One day, devoid for the moment of cats, we heard a piteous mewling coming from the bush and discovered Misty, a seemingly pure-bread Abyssinian who never did get housetrained. Misty's progress around the house could always be tracked by the pervasive smell of cat pee coming from the pot plants.
Ratso was a tough white male whose favourite party trick was to hide in a tree and leap on your shoulders when you walked past until he fell off the roof of a neighbour's car or was hit once too often with a broomstick. He lost the use of his rear legs for a while and developed these huge, tough biceps by dragging his body along with only his front legs. Only diligent 4-hourly nursing for months pulled Ratso out of this adventure. He recovered but eventually fell afoul of passing traffic a couple of years later.
Then there was Kimba (the white lion of course) a part Persian, pure white with golden eyes, she managed to survive 4 moves with the family and about 13 years before suffering a terrible death at the teeth of a neighbouring pack of savage dogs that had escaped into our yard. Kimmy would have given them a run for their money though. She was never scared of any dog. Kimmy had favourites. For no apparent reason she'd allow one of the boys carry her around draped across his neck like an old-fashioned fox collar, the other she would lie spitefully in wait for, leaping out to bite his ankles as he walked past. The unfavoured one would try to make friends with Kimmy. Sometimes she would graciously allow his caresses for a limited time, then turn and bite him hard without warning. Mind you she was fickle with her affections for all of us except for that one boy. You could often see her lying behind a lounge or around a corner waiting her opportunity to leap out and take a chunk out of whoever came past. It was funny when you weren't the current object of her ire.
When we kindly donated Misty to my cat-less brother who treated her as a child and spent thousands of dollars on veterinary care for her before she quietly expired behind a lounge I was berated by an aquaintance who kept 20 cats locked up in the bathroom! Another friend had the ugliest pure-bred persian cat in existence who was bathed weekly in warm water and rinsed in a mixture of water and Chanel No. 5 before being dried with a hair dryer and groomed. A relative, the most house-proud woman in the world, had two Siamese that totally dominated the house and every seat in it.
I love cats and miss having a cat. Whatever you think of them they don't stink like dogs and don't destroy the house and they are so self sufficient and proud. Yep, I'm a cat woman.
There followed a series of 'personalilty' cats for this Leo - Elke, the grey, Burmese-type stray who used to follow us up the highway like a dog; Sam (a super-intelligent little ginger mum) and her offspring Big Ben(a huge ginger/stripe tabby named after Ben -of Bill and Ben the flowerpot men) his most notable feature was a wandering eye that meant you never knew if he really saw you or not.
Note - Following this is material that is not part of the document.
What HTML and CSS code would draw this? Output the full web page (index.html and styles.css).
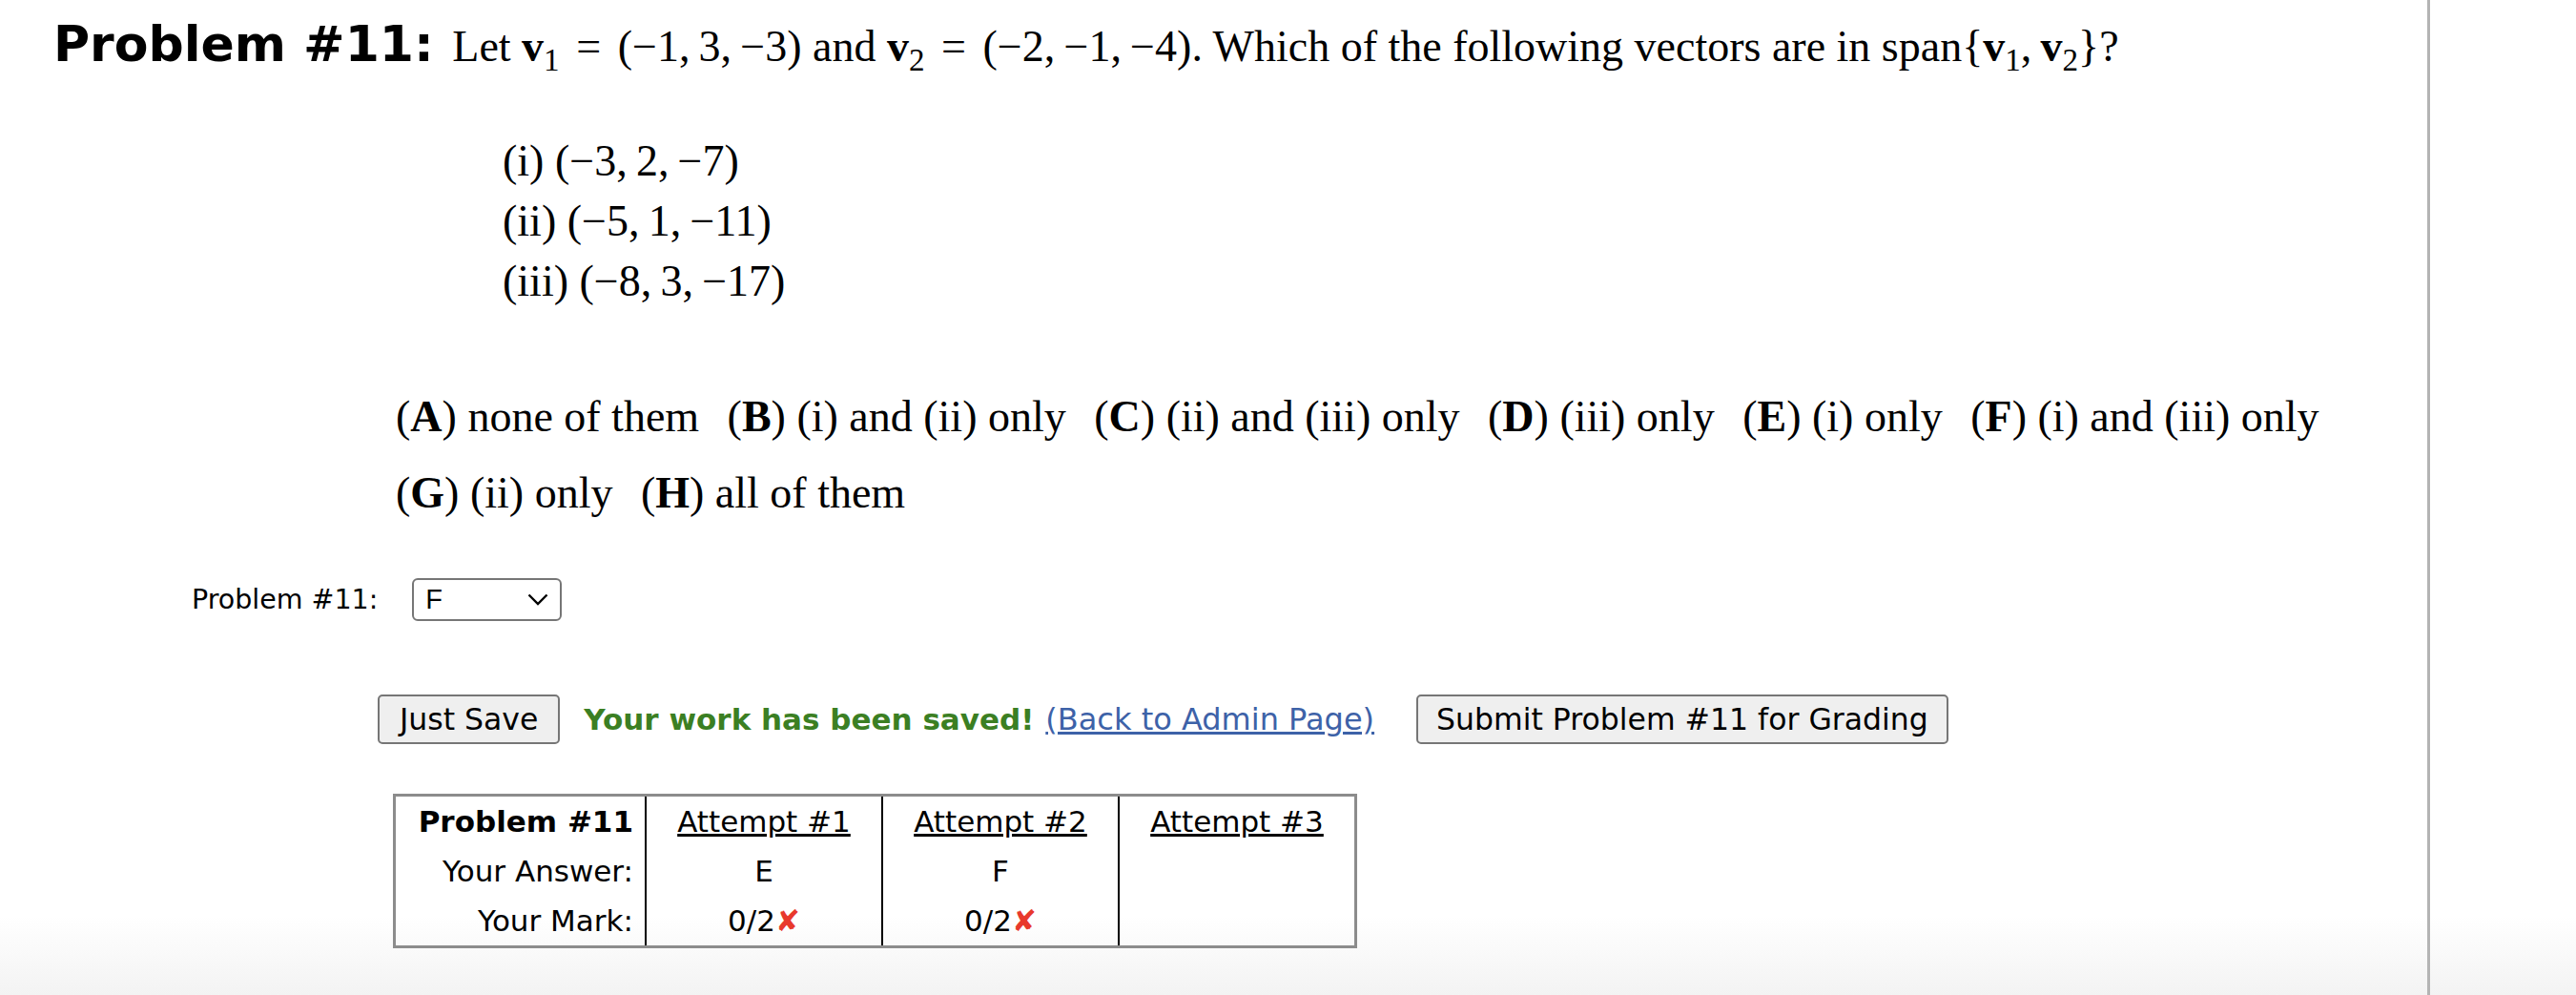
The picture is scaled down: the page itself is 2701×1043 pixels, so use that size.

One day, devoid for the moment of cats, we heard a piteous mewling coming from the bush and discovered Misty, a seemingly pure-bread Abyssinian who never did get housetrained. Misty's progress around the house could always be tracked by the pervasive smell of cat pee coming from the pot plants.
Ratso was a tough white male whose favourite party trick was to hide in a tree and leap on your shoulders when you walked past until he fell off the roof of a neighbour's car or was hit once too often with a broomstick. He lost the use of his rear legs for a while and developed these huge, tough biceps by dragging his body along with only his front legs. Only diligent 4-hourly nursing for months pulled Ratso out of this adventure. He recovered but eventually fell afoul of passing traffic a couple of years later.
Then there was Kimba (the white lion of course) a part Persian, pure white with golden eyes, she managed to survive 4 moves with the family and about 13 years before suffering a terrible death at the teeth of a neighbouring pack of savage dogs that had escaped into our yard. Kimmy would have given them a run for their money though. She was never scared of any dog. Kimmy had favourites. For no apparent reason she'd allow one of the boys carry her around draped across his neck like an old-fashioned fox collar, the other she would lie spitefully in wait for, leaping out to bite his ankles as he walked past. The unfavoured one would try to make friends with Kimmy. Sometimes she would graciously allow his caresses for a limited time, then turn and bite him hard without warning. Mind you she was fickle with her affections for all of us except for that one boy. You could often see her lying behind a lounge or around a corner waiting her opportunity to leap out and take a chunk out of whoever came past. It was funny when you weren't the current object of her ire.
When we kindly donated Misty to my cat-less brother who treated her as a child and spent thousands of dollars on veterinary care for her before she quietly expired behind a lounge I was berated by an aquaintance who kept 20 cats locked up in the bathroom! Another friend had the ugliest pure-bred persian cat in existence who was bathed weekly in warm water and rinsed in a mixture of water and Chanel No. 5 before being dried with a hair dryer and groomed. A relative, the most house-proud woman in the world, had two Siamese that totally dominated the house and every seat in it.
I love cats and miss having a cat. Whatever you think of them they don't stink like dogs and don't destroy the house and they are so self sufficient and proud. Yep, I'm a cat woman.